» **What the task asks**: Return each line of the listing that contains the string "this".

» **Data shown**:
○ ○ ○ ○ ○ ○ ○

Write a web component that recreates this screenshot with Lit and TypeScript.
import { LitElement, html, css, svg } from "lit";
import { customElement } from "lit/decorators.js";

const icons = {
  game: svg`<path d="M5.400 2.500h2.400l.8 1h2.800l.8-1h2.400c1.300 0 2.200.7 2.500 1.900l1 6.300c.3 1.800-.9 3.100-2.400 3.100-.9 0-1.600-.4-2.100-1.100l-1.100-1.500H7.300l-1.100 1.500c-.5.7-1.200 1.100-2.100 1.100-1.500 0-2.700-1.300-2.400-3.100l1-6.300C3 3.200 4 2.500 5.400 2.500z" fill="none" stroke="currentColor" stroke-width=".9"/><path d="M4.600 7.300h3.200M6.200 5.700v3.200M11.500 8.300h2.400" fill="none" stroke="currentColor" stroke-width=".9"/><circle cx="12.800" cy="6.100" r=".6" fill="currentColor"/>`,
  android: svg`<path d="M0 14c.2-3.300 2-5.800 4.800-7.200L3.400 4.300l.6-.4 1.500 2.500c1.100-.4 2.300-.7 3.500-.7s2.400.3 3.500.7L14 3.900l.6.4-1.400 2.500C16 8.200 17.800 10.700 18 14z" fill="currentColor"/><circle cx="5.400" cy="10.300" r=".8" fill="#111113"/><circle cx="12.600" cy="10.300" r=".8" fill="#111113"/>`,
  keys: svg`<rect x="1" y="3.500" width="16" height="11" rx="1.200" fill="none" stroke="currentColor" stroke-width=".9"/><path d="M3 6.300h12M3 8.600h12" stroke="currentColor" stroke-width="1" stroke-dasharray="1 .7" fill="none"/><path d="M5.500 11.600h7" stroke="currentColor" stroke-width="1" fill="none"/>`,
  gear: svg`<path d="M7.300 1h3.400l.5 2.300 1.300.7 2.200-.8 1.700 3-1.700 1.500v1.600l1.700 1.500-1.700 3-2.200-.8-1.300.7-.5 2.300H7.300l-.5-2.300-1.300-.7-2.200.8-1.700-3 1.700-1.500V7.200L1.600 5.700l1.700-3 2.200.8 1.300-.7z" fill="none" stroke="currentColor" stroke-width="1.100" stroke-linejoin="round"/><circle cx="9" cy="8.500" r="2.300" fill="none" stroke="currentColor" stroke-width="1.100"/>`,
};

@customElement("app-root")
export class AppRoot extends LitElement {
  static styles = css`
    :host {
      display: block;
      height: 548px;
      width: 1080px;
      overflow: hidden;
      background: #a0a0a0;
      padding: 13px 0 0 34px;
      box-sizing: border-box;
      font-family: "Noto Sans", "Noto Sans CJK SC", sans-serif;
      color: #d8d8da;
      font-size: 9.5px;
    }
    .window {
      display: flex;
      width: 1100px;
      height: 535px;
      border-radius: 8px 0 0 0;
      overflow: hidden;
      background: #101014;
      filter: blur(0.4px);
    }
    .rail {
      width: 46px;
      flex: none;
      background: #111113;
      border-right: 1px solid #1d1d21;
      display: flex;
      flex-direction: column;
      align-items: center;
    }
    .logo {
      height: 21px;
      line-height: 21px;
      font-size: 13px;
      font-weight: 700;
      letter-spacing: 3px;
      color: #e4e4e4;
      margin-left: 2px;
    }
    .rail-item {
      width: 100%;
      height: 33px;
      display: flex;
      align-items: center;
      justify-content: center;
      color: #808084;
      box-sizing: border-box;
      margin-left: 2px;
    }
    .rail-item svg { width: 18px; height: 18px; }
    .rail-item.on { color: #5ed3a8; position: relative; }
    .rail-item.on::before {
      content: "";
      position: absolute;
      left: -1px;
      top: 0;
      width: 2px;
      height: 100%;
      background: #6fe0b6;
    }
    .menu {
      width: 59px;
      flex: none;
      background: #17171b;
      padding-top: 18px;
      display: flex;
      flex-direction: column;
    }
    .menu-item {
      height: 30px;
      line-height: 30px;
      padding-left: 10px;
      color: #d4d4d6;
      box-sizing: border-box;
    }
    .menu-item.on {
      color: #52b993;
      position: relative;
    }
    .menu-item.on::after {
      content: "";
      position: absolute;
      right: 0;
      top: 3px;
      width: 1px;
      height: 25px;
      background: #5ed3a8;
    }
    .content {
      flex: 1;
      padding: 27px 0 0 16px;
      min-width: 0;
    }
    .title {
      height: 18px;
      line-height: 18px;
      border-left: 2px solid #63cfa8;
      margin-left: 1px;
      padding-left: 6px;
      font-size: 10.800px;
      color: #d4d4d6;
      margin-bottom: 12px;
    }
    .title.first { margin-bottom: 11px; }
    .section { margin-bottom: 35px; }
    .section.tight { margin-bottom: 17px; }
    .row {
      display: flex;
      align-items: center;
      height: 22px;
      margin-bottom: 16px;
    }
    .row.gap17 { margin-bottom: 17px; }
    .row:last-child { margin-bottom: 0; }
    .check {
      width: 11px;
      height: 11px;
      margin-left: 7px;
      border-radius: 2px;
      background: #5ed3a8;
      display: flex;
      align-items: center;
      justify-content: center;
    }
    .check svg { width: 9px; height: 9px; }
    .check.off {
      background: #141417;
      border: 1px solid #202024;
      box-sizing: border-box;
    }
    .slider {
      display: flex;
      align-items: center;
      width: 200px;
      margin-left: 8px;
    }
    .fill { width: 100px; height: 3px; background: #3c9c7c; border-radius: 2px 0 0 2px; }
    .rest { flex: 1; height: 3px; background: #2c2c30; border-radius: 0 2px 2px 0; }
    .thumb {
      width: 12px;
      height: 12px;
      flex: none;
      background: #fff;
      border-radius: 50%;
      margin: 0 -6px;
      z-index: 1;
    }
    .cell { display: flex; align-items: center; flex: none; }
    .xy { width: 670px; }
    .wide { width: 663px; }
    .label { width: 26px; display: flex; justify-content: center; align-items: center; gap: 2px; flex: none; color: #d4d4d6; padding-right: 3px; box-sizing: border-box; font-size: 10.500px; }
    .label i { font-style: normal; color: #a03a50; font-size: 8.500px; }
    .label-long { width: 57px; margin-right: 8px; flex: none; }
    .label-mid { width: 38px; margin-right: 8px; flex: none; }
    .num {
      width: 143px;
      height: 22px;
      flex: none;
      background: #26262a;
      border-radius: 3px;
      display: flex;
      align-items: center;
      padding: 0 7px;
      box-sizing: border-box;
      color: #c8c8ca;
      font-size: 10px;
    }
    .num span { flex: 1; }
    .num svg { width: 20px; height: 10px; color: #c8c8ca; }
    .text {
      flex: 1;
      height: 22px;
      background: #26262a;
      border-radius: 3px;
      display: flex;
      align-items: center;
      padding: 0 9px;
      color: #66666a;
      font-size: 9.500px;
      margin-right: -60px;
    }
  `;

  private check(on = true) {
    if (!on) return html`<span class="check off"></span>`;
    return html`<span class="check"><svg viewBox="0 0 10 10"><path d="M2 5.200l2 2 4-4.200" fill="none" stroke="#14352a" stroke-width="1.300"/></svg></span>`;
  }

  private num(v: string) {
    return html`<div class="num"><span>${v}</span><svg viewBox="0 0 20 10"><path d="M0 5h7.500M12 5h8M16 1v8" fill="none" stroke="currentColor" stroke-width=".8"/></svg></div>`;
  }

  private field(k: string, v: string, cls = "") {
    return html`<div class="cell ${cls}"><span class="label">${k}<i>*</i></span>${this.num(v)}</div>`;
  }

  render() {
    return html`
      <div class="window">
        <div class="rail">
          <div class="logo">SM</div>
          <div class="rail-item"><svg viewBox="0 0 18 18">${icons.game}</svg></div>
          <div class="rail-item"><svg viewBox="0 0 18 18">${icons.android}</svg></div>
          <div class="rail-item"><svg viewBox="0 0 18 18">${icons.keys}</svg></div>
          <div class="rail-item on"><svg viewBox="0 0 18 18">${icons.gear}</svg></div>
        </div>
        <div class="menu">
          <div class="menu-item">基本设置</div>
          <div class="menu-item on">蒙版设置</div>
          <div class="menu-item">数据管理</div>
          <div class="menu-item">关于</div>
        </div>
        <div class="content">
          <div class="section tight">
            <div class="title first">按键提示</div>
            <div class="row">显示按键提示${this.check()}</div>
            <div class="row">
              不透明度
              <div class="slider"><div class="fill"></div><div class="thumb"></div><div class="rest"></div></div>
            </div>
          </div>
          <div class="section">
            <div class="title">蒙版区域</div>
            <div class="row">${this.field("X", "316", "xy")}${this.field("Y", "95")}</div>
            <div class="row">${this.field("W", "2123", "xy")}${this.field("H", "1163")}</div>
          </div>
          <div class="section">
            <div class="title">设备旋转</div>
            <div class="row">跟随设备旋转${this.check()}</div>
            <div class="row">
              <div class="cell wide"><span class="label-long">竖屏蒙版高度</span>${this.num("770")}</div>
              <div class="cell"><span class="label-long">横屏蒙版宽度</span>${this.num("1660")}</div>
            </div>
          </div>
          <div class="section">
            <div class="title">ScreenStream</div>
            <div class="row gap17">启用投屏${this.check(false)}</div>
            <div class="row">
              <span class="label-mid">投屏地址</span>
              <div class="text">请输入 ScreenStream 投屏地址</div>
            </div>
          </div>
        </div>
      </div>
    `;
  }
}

○ ○ ○ ○ ○ ○ ○

» **Result of the task**:
Write a web component that recreates this screenshot with Lit and TypeScript.
    return html`<div class="cell ${cls}"><span class="label">${k}<i>*</i></span>${this.num(v)}</div>`;
            <div class="row">显示按键提示${this.check()}</div>
            <div class="row">${this.field("X", "316", "xy")}${this.field("Y", "95")}</div>
            <div class="row">${this.field("W", "2123", "xy")}${this.field("H", "1163")}</div>
            <div class="row">跟随设备旋转${this.check()}</div>
              <div class="cell wide"><span class="label-long">竖屏蒙版高度</span>${this.num("770")}</div>
              <div class="cell"><span class="label-long">横屏蒙版宽度</span>${this.num("1660")}</div>
            <div class="row gap17">启用投屏${this.check(false)}</div>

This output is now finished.